Directions ▸
Begin with the first line and repeat exactly through the line containing "string; r: string;"; leave every image out.

Dataset excerpts ▸
━━━━━━━━━━━━━━━━━━━━━━━━━━━━━━
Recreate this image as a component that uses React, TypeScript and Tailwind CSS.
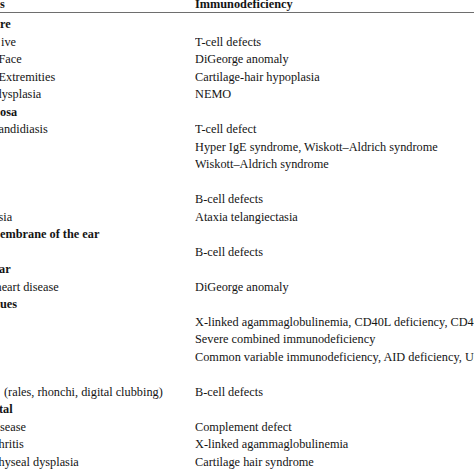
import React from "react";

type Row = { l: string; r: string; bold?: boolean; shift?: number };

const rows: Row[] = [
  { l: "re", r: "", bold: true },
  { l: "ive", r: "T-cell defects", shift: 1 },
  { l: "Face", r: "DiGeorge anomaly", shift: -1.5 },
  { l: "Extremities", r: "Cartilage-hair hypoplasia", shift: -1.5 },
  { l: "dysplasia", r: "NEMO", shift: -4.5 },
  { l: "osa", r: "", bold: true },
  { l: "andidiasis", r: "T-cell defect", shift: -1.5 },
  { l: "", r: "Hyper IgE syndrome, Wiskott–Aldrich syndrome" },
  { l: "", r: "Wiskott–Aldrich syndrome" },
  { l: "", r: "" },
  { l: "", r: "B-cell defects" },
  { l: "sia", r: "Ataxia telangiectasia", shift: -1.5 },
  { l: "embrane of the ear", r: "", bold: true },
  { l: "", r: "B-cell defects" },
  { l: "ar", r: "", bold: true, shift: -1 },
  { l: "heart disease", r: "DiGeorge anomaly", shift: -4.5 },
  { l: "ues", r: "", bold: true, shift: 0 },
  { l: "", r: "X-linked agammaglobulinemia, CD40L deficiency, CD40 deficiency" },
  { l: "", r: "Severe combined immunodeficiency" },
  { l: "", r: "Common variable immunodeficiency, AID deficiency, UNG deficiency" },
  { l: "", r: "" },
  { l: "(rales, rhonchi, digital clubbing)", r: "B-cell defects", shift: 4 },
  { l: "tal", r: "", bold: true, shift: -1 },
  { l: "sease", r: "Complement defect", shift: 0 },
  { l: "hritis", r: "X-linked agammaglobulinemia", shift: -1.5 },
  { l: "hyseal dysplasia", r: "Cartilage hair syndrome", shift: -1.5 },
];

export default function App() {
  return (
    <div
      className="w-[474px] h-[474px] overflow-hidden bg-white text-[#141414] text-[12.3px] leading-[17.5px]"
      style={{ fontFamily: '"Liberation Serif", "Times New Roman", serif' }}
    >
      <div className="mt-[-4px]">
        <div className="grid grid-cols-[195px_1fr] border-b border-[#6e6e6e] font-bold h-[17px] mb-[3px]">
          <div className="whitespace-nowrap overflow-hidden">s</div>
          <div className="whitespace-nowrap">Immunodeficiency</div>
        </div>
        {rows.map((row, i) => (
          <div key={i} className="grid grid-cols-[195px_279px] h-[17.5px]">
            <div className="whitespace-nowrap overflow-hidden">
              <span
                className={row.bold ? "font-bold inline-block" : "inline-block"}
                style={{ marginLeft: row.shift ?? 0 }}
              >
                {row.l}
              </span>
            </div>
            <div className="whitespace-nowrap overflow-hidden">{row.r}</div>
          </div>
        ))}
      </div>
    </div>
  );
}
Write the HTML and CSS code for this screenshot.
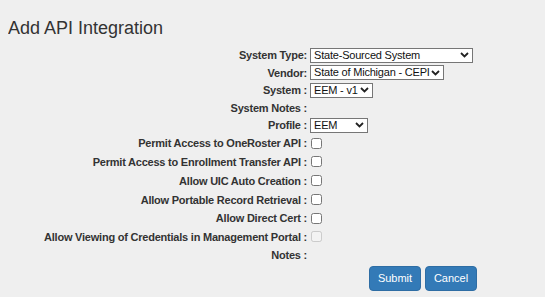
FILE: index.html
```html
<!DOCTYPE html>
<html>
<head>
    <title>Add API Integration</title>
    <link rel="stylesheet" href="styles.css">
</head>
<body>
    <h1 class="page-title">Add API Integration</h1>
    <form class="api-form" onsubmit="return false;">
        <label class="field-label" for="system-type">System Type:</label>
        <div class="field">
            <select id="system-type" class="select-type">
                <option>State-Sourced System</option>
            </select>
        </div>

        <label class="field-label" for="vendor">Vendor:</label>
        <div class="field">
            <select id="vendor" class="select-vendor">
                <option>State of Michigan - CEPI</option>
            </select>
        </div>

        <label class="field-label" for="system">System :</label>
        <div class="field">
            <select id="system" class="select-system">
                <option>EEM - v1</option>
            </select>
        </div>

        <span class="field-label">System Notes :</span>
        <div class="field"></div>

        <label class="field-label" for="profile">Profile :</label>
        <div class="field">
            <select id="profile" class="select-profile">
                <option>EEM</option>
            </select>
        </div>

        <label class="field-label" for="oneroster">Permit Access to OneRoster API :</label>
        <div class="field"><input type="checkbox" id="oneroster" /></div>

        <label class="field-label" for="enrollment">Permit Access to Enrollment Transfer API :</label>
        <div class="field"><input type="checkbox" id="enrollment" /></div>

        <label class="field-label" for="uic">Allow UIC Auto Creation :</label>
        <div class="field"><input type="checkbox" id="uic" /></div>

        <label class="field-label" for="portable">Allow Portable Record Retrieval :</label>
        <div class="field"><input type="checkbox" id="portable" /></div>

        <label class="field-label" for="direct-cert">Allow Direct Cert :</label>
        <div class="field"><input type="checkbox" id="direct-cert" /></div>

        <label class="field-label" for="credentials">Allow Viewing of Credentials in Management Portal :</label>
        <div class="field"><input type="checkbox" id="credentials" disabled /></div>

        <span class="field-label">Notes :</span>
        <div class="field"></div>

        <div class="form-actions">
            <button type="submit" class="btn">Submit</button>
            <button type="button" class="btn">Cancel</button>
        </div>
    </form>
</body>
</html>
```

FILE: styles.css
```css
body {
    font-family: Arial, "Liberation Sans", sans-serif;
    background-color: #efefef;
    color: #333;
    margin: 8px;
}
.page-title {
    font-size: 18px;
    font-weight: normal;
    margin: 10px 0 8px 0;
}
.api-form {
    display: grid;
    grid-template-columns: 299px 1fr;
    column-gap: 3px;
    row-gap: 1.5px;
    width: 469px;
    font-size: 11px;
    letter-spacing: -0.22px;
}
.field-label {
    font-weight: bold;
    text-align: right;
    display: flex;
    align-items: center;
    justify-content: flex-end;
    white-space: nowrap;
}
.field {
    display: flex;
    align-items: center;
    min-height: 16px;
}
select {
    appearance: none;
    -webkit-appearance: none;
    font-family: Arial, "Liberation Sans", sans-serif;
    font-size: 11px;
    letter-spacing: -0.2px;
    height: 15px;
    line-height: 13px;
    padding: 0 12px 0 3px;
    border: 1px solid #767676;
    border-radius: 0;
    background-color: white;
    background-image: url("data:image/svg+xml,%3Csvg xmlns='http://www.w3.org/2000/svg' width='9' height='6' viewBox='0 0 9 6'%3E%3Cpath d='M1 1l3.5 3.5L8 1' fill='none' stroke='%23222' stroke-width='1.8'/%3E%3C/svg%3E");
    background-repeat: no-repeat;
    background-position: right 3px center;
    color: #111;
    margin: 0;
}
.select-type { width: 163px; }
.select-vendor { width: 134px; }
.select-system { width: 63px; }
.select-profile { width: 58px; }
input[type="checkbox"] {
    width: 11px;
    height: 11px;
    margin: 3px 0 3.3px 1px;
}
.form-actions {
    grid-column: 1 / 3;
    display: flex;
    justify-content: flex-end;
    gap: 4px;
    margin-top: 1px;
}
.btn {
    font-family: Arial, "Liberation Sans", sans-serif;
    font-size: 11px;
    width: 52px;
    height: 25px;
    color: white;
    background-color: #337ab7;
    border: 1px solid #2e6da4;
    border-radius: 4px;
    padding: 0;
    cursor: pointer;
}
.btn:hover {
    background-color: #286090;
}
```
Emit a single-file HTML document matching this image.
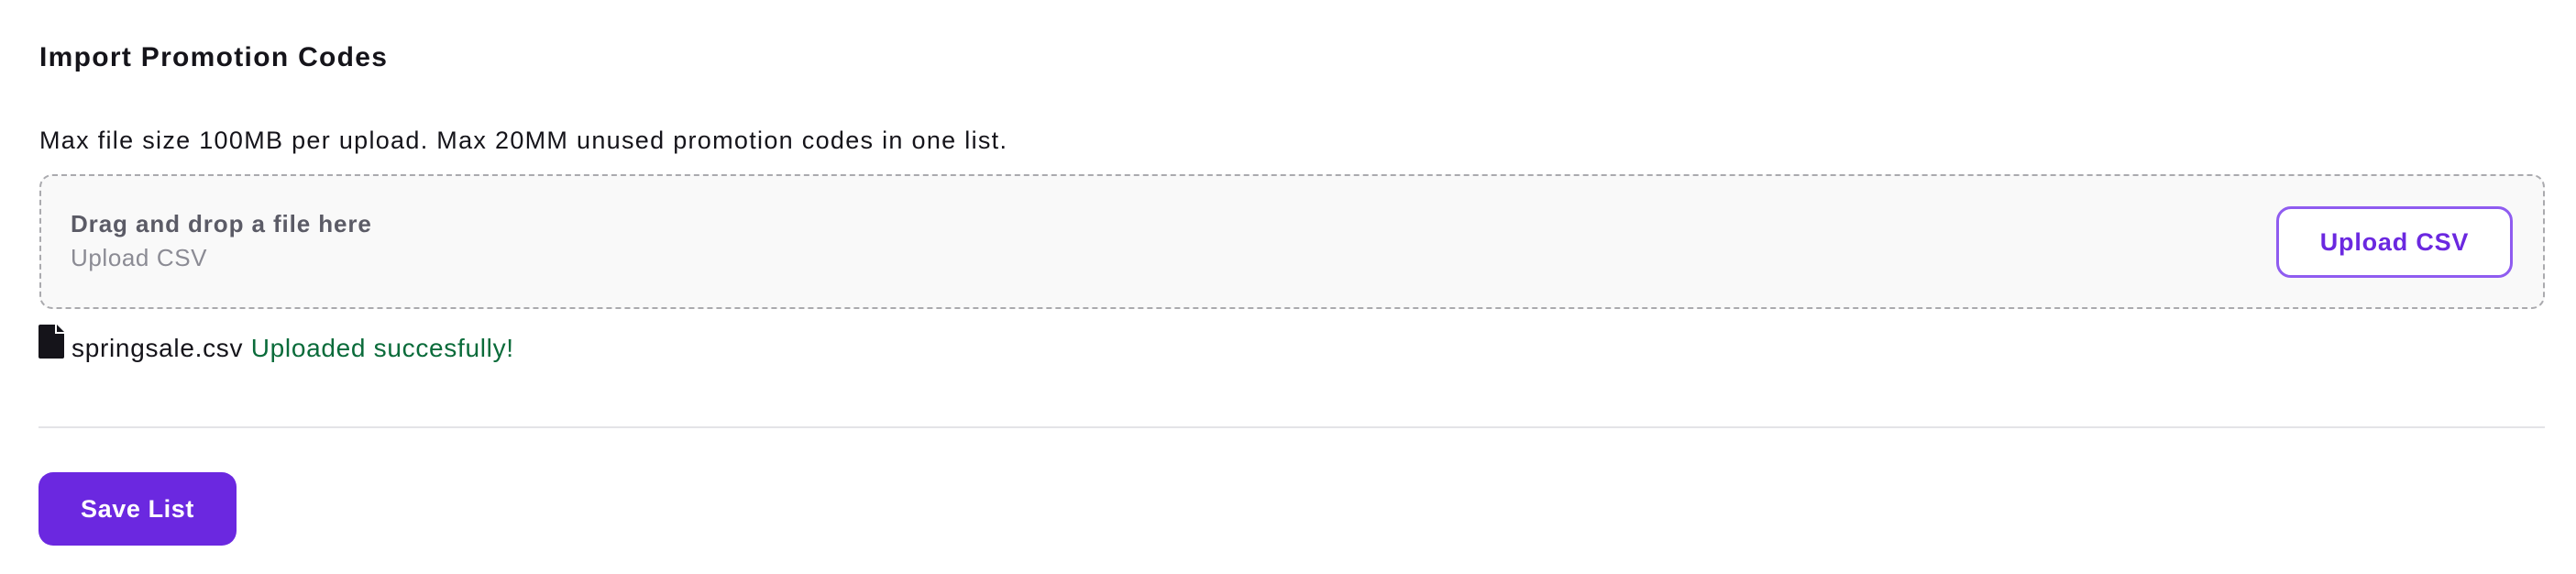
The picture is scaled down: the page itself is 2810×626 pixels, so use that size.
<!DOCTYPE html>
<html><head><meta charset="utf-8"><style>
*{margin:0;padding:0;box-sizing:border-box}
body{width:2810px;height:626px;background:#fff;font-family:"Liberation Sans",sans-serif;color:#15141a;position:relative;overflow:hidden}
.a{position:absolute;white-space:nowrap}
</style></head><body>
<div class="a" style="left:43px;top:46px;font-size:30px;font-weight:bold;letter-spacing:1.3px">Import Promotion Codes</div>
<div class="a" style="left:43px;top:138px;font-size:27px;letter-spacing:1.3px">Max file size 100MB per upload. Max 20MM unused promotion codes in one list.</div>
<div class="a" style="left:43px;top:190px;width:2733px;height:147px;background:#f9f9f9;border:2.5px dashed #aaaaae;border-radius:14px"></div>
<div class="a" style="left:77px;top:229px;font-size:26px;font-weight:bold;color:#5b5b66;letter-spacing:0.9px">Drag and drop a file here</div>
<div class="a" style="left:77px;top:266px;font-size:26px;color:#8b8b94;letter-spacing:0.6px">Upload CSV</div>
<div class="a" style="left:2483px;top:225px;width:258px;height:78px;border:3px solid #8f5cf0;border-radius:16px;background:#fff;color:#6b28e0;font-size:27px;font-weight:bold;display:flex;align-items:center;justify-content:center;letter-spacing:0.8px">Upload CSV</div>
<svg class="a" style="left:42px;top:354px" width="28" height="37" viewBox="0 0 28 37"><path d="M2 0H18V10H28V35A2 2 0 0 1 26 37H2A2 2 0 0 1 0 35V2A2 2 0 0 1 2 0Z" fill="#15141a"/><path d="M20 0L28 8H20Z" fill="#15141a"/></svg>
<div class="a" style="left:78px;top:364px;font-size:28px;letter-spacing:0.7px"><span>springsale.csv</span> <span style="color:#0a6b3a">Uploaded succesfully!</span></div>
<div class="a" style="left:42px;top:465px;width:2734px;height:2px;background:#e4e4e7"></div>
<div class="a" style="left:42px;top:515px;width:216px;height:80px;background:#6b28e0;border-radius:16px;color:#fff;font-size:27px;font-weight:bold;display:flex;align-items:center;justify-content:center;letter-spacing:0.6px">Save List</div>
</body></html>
━━━━━━━━━━━━━━━━━━━━━━━━━━━━━━
Task output ▸
Recreate this image as a component that uses React, TypeScript and Tailwind CSS.
import React from "react";

type Row = { l: string; r: string; bold?: boolean; shift?: number };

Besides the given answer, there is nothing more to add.